Understanding DA Merger

When DA touches 50 percent, it is often merged with basic pension. This resets the DA to zero and raises the basic pension by the same amount. For example, a ₹45,000 basic with 50 percent DA (₹22,500) will become ₹67,500 new basic post-merge, after which DA restarts from zero. This is critical because future DA increments now apply to the higher base, raising overall pension sustainability. The calculator’s “DA Merge Threshold” input allows you to benchmark when your existing DA may be merged based on policy rules.

Future Outlook for DA on Pension

Looking ahead, two developments could impact DA calculations:

  1. New CPI Base Year: Whenever the Labour Bureau revises the CPI base year, linking factors are introduced. Pensioners should pay attention to those linking factors because they affect the conversion of old CPI data into the new base.
  2. Digital Portals: Platforms like sparsh.defencepension.gov.in host pension slips, DA notifications, and revision orders for defense pensioners. Similar portals could streamline updates for civilians, reducing payment lags.
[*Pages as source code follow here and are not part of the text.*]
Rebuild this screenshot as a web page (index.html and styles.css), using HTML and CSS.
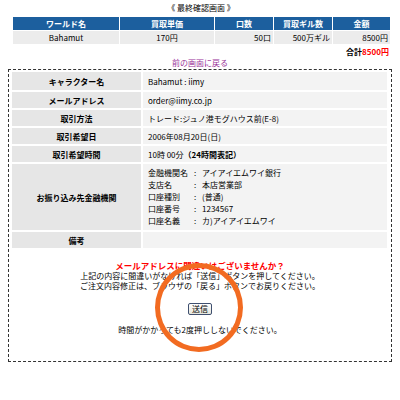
FILE: index.html
```html
<!DOCTYPE html>
<html lang="ja">
<head>
<meta charset="utf-8">
<title>最終確認画面</title>
<link rel="stylesheet" href="styles.css">
</head>
<body>
<div class="page">
  <div class="title">《 最終確認画面 》</div>
  <div class="order">
    <div class="hd">ワールド名</div>
    <div class="hd">買取単価</div>
    <div class="hd">口数</div>
    <div class="hd">買取ギル数</div>
    <div class="hd">金額</div>
    <div class="cell center">Bahamut</div>
    <div class="cell center">170円</div>
    <div class="cell right">50口</div>
    <div class="cell right">500万ギル</div>
    <div class="cell right">8500円</div>
  </div>
  <div class="total">合計<span class="red">8500円</span></div>
  <div class="back"><a href="#">前の画面に戻る</a></div>
  <div class="box">
    <div class="info">
      <div class="label">キャラクター名</div><div class="value">Bahamut : iimy</div>
      <div class="label">メールアドレス</div><div class="value">order@iimy.co.jp</div>
      <div class="label">取引方法</div><div class="value">トレード:ジュノ港モグハウス前(E-8)</div>
      <div class="label">取引希望日</div><div class="value">2006年08月20日(日)</div>
      <div class="label">取引希望時間</div><div class="value">10時 00分 <b>（24時間表記）</b></div>
      <div class="label">お振り込み先金融機関</div>
      <div class="value bank">
        <span>金融機関名</span><span>:</span><span>アイアイエムワイ銀行</span>
        <span>支店名</span><span>:</span><span>本店営業部</span>
        <span>口座種別</span><span>:</span><span>(普通)</span>
        <span>口座番号</span><span>:</span><span>1234567</span>
        <span>口座名義</span><span>:</span><span>カ)アイアイエムワイ</span>
      </div>
      <div class="label">備考</div><div class="value"></div>
    </div>
    <div class="msg">
      <p class="warn">メールアドレスに間違いはございませんか？</p>
      <p>上記の内容に間違いがなければ「送信」ボタンを押してください。</p>
      <p>ご注文内容修正は、ブラウザの「戻る」ボタンでお戻りください。</p>
      <div class="btnrow"><button class="send" type="button">送信</button></div>
      <p class="note">時間がかかっても2度押ししないでください。</p>
    </div>
  </div>
  <div class="ring"></div>
</div>
</body>
</html>
```

FILE: styles.css
```css
* { box-sizing: border-box; }
body {
  margin: 0;
  background: #fff;
  color: #000;
  font-family: "Noto Sans CJK JP", "Noto Sans", sans-serif;
  font-size: 8px;
}
.page {
  position: relative;
  width: 400px;
  height: 400px;
  padding-top: 2px;
}
.title {
  text-align: center;
  line-height: 12px;
  padding-left: 2px;
}
.order {
  display: grid;
  grid-template-columns: 106px 94px 58px 58px 57px;
  grid-auto-rows: 13px;
  gap: 1px;
  width: 377px;
  margin: 3px 0 0 13px;
}
.hd {
  background: #1c5f9e;
  color: #fff;
  font-weight: bold;
  text-align: center;
  line-height: 13px;
}
.cell {
  background: #ececec;
  line-height: 13px;
  padding: 0 2px;
}
.center { text-align: center; }
.right { text-align: right; }
.total {
  width: 389px;
  margin-top: 3px;
  text-align: right;
  font-weight: bold;
  line-height: 10px;
}
.red { color: #ff0000; }
.back {
  text-align: center;
  line-height: 10px;
  margin-top: 1px;
}
.back a {
  color: #993399;
  text-decoration: none;
}
.box {
  width: 384px;
  margin: 1px 0 0 8px;
  border: 1px dashed #333;
  padding: 2px 3px 26px 3px;
}
.info {
  display: grid;
  grid-template-columns: 129px 244px;
  grid-template-rows: 18px 16px 16px 16px 16px 66px 16px;
  gap: 2px;
}
.label {
  background: #e6e6e6;
  font-weight: bold;
  text-align: center;
  display: flex;
  align-items: center;
  justify-content: center;
}
.value {
  background: #f3f3f3;
  padding-left: 5px;
  display: flex;
  align-items: center;
}
.value.bank {
  display: grid;
  grid-template-columns: 45px 9px auto;
  grid-auto-rows: 12px;
  align-content: center;
  line-height: 12px;
}
.bank span:nth-child(3n+2) { padding-left: 1px; }
.msg {
  text-align: center;
  margin-top: 12px;
}
.msg p {
  margin: 0;
  line-height: 10px;
}
.msg .warn {
  color: #ff0000;
  font-weight: bold;
  font-size: 8.5px;
  line-height: 11px;
}
.btnrow {
  margin-top: 12px;
  height: 12px;
}
.send {
  width: 24px;
  height: 12px;
  padding: 0;
  margin: 0;
  font-family: "Noto Sans CJK JP", sans-serif;
  font-size: 8px;
  line-height: 10px;
  color: #000;
  border: 1px solid #3f4f6f;
  border-radius: 2px;
  background: linear-gradient(#ffffff, #e6e6dc);
  vertical-align: top;
}
.msg .note {
  margin-top: 10px;
}
.ring {
  position: absolute;
  left: 155px;
  top: 263px;
  width: 88px;
  height: 89px;
  border: 5px solid #f26b21;
  border-radius: 50%;
}
```
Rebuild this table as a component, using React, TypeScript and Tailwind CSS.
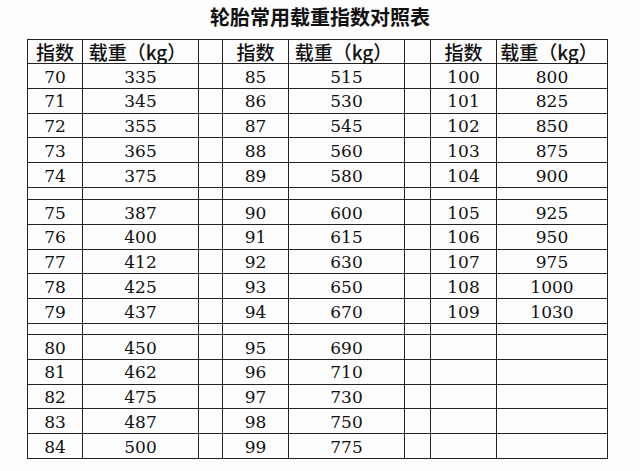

In addition, there is discussion about aligning DA for central and state retirees to reduce disparities, especially after the Seventh CPC. Some states have already matched Central DA percentages, while others are catching up gradually. Pensioners should follow official press releases because rumor-driven decisions may backfire.

Best Practices for Using the Calculator

To maximize insights from the calculator above:

  • Use conservative CPI projections (for example, average the last four readings) to avoid overestimation.
  • Select the weighting that applies to you. If uncertain, consult the last DA order; it typically states the methodology.
  • Update the “Months of Arrears” to reflect policy delays experienced by your employer, ensuring the arrear figure aligns with real payment cycles.
  • Re-run the calculator whenever new CPI-IW releases or DA orders are published. This keeps your financial plan current.

Because the calculator is purely informational, always cross-verify with the official OM or circular from your pension disbursing authority before making binding financial commitments.

Conclusion

DA on pension is more than a quarterly percentage change; it is the lifeline that preserves retirees’ purchasing power. By dissecting the inputs—base pension, CPI movement, institutional weighting, and merger thresholds—you can anticipate your cash flow, quantify arrears, and plan expenses with precision. The combination of practical calculation tools and evidence-based knowledge from authoritative bodies ensures that retirees remain well-informed participants in their financial journey.